Headmistress Paulette Van der Beck (Juliette Binoche), and teachers Gilberte (Yolande Moreau) and Sister Marie-Thérèse (Noémie Lvovsky), welcome a new school year with a new group of blossoming flowers to prune. These students are presented with a list of lessons to retain, including being trained in cleaning, sewing, cooking, ironing – all the things a good housewife needs to know. Having fun seems to be the last thing these girls are allowed to do, but they're young women born of a new generation of rebels in a changing France. They want to explore their sexuality and they have bigger dreams than settling down with a husband not of their choosing. These freedom-searchers test the institution and the women who run it.

It's interesting to note, though, that Paulette and her sister-in-law, Gilberte, seem to possess opposing qualities to what they preach. Gilberte is a carefree spinster and Paulette is a housewife herself who has no real interest in pleasing her husband. As the film goes on, how the societal restraints imposed on women at the time, and even now, do more harm than good results in the film's main conflict: the bankruptcy of the school. Paulette's husband, who believed women had no right to be in charge of the books, gambled all his money away leaving his wife to deal with the mess upon his death. This newfound independence challenges her beliefs on love and marriage and cracks the foundation of her school and its principles.

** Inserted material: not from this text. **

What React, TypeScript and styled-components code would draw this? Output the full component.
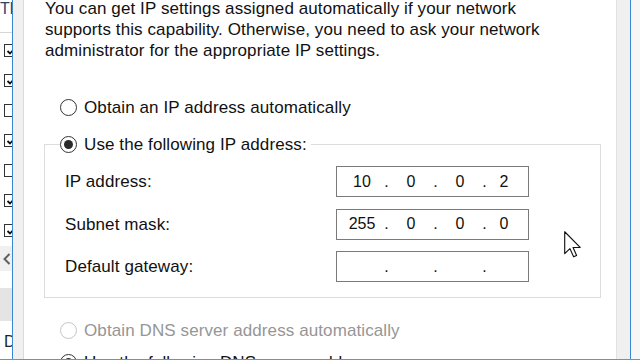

Like his last film, The Midwife, Provost points a lens on the lives of middle-aged women, and he couldn't have cast a group of funnier ladies. Binoche, Moreau and Lvovsky bring all the comedy in their melodramatic performances (and no other actor has made pouring tea look as sexy as Binoche does here). There are a few male characters, but they feel so insignificant to the women of the film that it's almost like we're seeing an iteration of The Women – a film that may be all about men, but its heart is all woman. They cast a wonderful group of young actors as the students, and there's a touching exploration of young love that forms between two of them.

How to Be a Good Wife ends on a random, misplaced Jacques Demy-esque musical number, but there's no denying the feel-good aspect to it, something the film carries all the way through to its walk to revolution.